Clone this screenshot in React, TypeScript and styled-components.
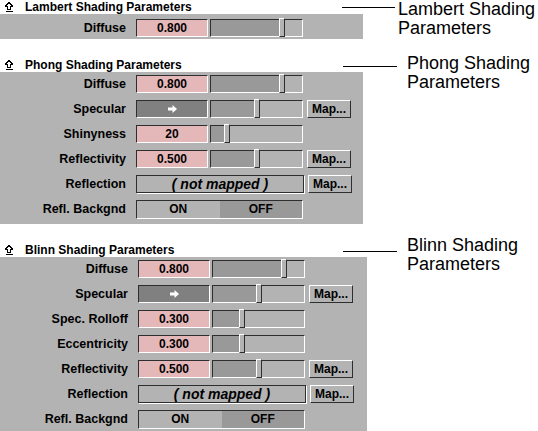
import React from "react";
import styled, { createGlobalStyle } from "styled-components";

const PANEL = "#b3b3b3";
const SHADE = "#999999";
const EDGE = "#2e2e2e";

type Param =
  | { kind: "value"; label: string; value: string; pos: number; map?: boolean }
  | { kind: "color"; label: string; pos: number; map?: boolean }
  | { kind: "texture"; label: string }
  | { kind: "toggle"; label: string; on: boolean };

type Section = {
  title: string;
  width: number;
  indent: number;
  pad: [number, number];
  note: { pull: number; top: number; lead: number; leader: number; gap: number };
  params: Param[];
};

const sections: Section[] = [
  {
    title: "Lambert Shading Parameters",
    width: 363,
    indent: 126,
    pad: [5, 2],
    note: { pull: 21, top: 0, lead: 7, leader: 53, gap: 3 },
    params: [{ kind: "value", label: "Diffuse", value: "0.800", pos: 0.8 }],
  },
  {
    title: "Phong Shading Parameters",
    width: 363,
    indent: 126,
    pad: [3, 6],
    note: { pull: 20, top: -4, lead: 8, leader: 54, gap: 10 },
    params: [
      { kind: "value", label: "Diffuse", value: "0.800", pos: 0.8 },
      { kind: "color", label: "Specular", pos: 0.5, map: true },
      { kind: "value", label: "Shinyness", value: "20", pos: 20 / 128 },
      { kind: "value", label: "Reflectivity", value: "0.500", pos: 0.5, map: true },
      { kind: "texture", label: "Reflection" },
      { kind: "toggle", label: "Refl. Backgnd", on: false },
    ],
  },
  {
    title: "Blinn Shading Parameters",
    width: 367,
    indent: 128,
    pad: [3, 4],
    note: { pull: 24, top: -7, lead: 8, leader: 54, gap: 10 },
    params: [
      { kind: "value", label: "Diffuse", value: "0.800", pos: 0.8 },
      { kind: "color", label: "Specular", pos: 0.5, map: true },
      { kind: "value", label: "Spec. Rolloff", value: "0.300", pos: 0.3 },
      { kind: "value", label: "Eccentricity", value: "0.300", pos: 0.3 },
      { kind: "value", label: "Reflectivity", value: "0.500", pos: 0.5, map: true },
      { kind: "texture", label: "Reflection" },
      { kind: "toggle", label: "Refl. Backgnd", on: false },
    ],
  },
];

// slider geometry: 93px track, 1px border, 6px thumb
const TRACK = 93;
const THUMB = 6;

const Slider = ({ pos }: { pos: number }) => {
  const travel = Math.round(pos * (TRACK - 2 - THUMB));
  return (
    <Track>
      <Fill style={{ width: travel }} />
      <Thumb style={{ left: travel }} />
    </Track>
  );
};

const Row = ({ p, indent }: { p: Param; indent: number }) => (
  <SRow>
    <Label $width={indent}>{p.label}</Label>
    {p.kind === "value" && (
      <>
        <Field $tone="#e4b8b8">{p.value}</Field>
        <Slider pos={p.pos} />
      </>
    )}
    {p.kind === "color" && (
      <>
        <Field $tone="#808080">
          <svg width="9" height="8" viewBox="0 0 9 8">
            <path d="M0 2.5H4.5V0L9 4L4.5 8V5.5H0Z" fill="#fff" />
          </svg>
        </Field>
        <Slider pos={p.pos} />
      </>
    )}
    {p.kind === "texture" && <Texture>( not mapped )</Texture>}
    {p.kind === "toggle" && (
      <Toggle>
        <ToggleHalf $pressed={p.on}>ON</ToggleHalf>
        <ToggleHalf $pressed={!p.on}>OFF</ToggleHalf>
      </Toggle>
    )}
    {(("map" in p && p.map) || p.kind === "texture") && <MapButton>Map...</MapButton>}
  </SRow>
);

const App = () => {
  return (
    <Page>
      <GlobalStyle />
      {sections.map(s => {
        const [first, ...rest] = s.title.split(" Parameters");
        return (
          <Block key={s.title}>
            <Sheet $width={s.width}>
              <Header>
                <svg width="8" height="10" viewBox="0 0 8 10" shapeRendering="crispEdges">
                  <path d="M4 0.5L0.5 4H2.5V7H5.5V4H7.5Z" fill="none" stroke="#000" />
                  <path d="M0.5 9.5H7.5" stroke="#000" />
                </svg>
                <HeaderTitle>{s.title}</HeaderTitle>
              </Header>
              <Panel $top={s.pad[0]} $bottom={s.pad[1]}>
                {s.params.map(p => (
                  <Row key={p.label} p={p} indent={s.indent} />
                ))}
              </Panel>
            </Sheet>
            <Note $pull={s.note.pull} $top={s.note.top}>
              <Leader $width={s.note.leader} $top={s.note.lead - s.note.top} />
              <Caption $gap={s.note.gap}>
                {first}
                <br />
                Parameters{rest.join("")}
              </Caption>
            </Note>
          </Block>
        );
      })}
    </Page>
  );
};

export default App;

const GlobalStyle = createGlobalStyle`
  html, body {
    margin: 0;
    padding: 0;
    background: #fff;
  }
  body {
    font-family: "Liberation Sans", Arial, sans-serif;
    color: #000;
    overflow: hidden;
  }
`;

const Page = styled.div`
  display: flex;
  flex-direction: column;
  gap: 19px;
  width: 538px;
`;

const Block = styled.section`
  display: flex;
  align-items: flex-start;
`;

const Sheet = styled.div<{ $width: number }>`
  width: ${p => p.$width}px;
  flex-shrink: 0;
  display: flex;
  flex-direction: column;
`;

const Header = styled.div`
  height: 14px;
  display: flex;
  align-items: center;
  padding-left: 5px;
`;

const HeaderTitle = styled.span`
  margin-left: 12px;
  font-size: 12px;
  line-height: 14px;
  font-weight: 700;
`;

const Panel = styled.div<{ $top: number; $bottom: number }>`
  background: ${PANEL};
  display: flex;
  flex-direction: column;
  gap: 7px;
  padding: ${p => p.$top}px 0 ${p => p.$bottom}px;
`;

const SRow = styled.div`
  display: flex;
  align-items: center;
  height: 18px;
`;

const Label = styled.span<{ $width: number }>`
  width: ${p => p.$width}px;
  margin-right: 10px;
  text-align: right;
  font-size: 12.5px;
  font-weight: 700;
  white-space: nowrap;
`;

const sunken = `
  box-sizing: border-box;
  border: 1px solid;
  border-color: ${EDGE} #fff #fff ${EDGE};
`;

const Field = styled.div<{ $tone: string }>`
  ${sunken}
  width: 72px;
  height: 18px;
  background: ${p => p.$tone};
  display: flex;
  align-items: center;
  justify-content: center;
  font-size: 12px;
  font-weight: 700;
`;

const Track = styled.div`
  ${sunken}
  position: relative;
  margin-left: 2px;
  width: ${TRACK}px;
  height: 18px;
  background: ${PANEL};
`;

const Fill = styled.div`
  height: 100%;
  background: ${SHADE};
`;

const Thumb = styled.div`
  position: absolute;
  top: -2px;
  bottom: -1px;
  width: ${THUMB}px;
  box-sizing: border-box;
  border: 1px solid;
  border-color: #fff ${EDGE} ${EDGE} #fff;
  background: ${PANEL};
`;

const MapButton = styled.button`
  margin-left: 4px;
  width: 44px;
  height: 18px;
  padding: 0;
  box-sizing: border-box;
  border: 1px solid;
  border-color: #fff ${EDGE} ${EDGE} #fff;
  background: ${PANEL};
  font-family: inherit;
  font-size: 12px;
  font-weight: 700;
  color: #000;
`;

const Texture = styled.div`
  box-sizing: border-box;
  width: 168px;
  height: 18px;
  border: 1px solid ${EDGE};
  box-shadow: 1px 1px 0 #fff;
  background: ${PANEL};
  display: flex;
  align-items: center;
  justify-content: center;
  font-size: 14px;
  font-weight: 700;
  font-style: italic;
`;

const Toggle = styled.div`
  ${sunken}
  width: 167px;
  height: 19px;
  display: flex;
`;

const ToggleHalf = styled.div<{ $pressed: boolean }>`
  flex: 1;
  display: flex;
  align-items: center;
  justify-content: center;
  background: ${p => (p.$pressed ? SHADE : PANEL)};
  font-size: 12px;
  font-weight: 700;
`;

const Note = styled.div<{ $pull: number; $top: number }>`
  display: flex;
  align-items: flex-start;
  margin-left: -${p => p.$pull}px;
  margin-top: ${p => p.$top}px;
`;

const Leader = styled.div<{ $width: number; $top: number }>`
  width: ${p => p.$width}px;
  height: 1px;
  margin-top: ${p => p.$top}px;
  background: #000;
  flex-shrink: 0;
`;

const Caption = styled.div<{ $gap: number }>`
  margin-left: ${p => p.$gap}px;
  font-size: 18px;
  line-height: 19px;
  white-space: nowrap;
`;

•••

What you will do:
Check every line of the data, and copy the ones that contain "React".

Solution for this problem:
Clone this screenshot in React, TypeScript and styled-components.
import React from "react";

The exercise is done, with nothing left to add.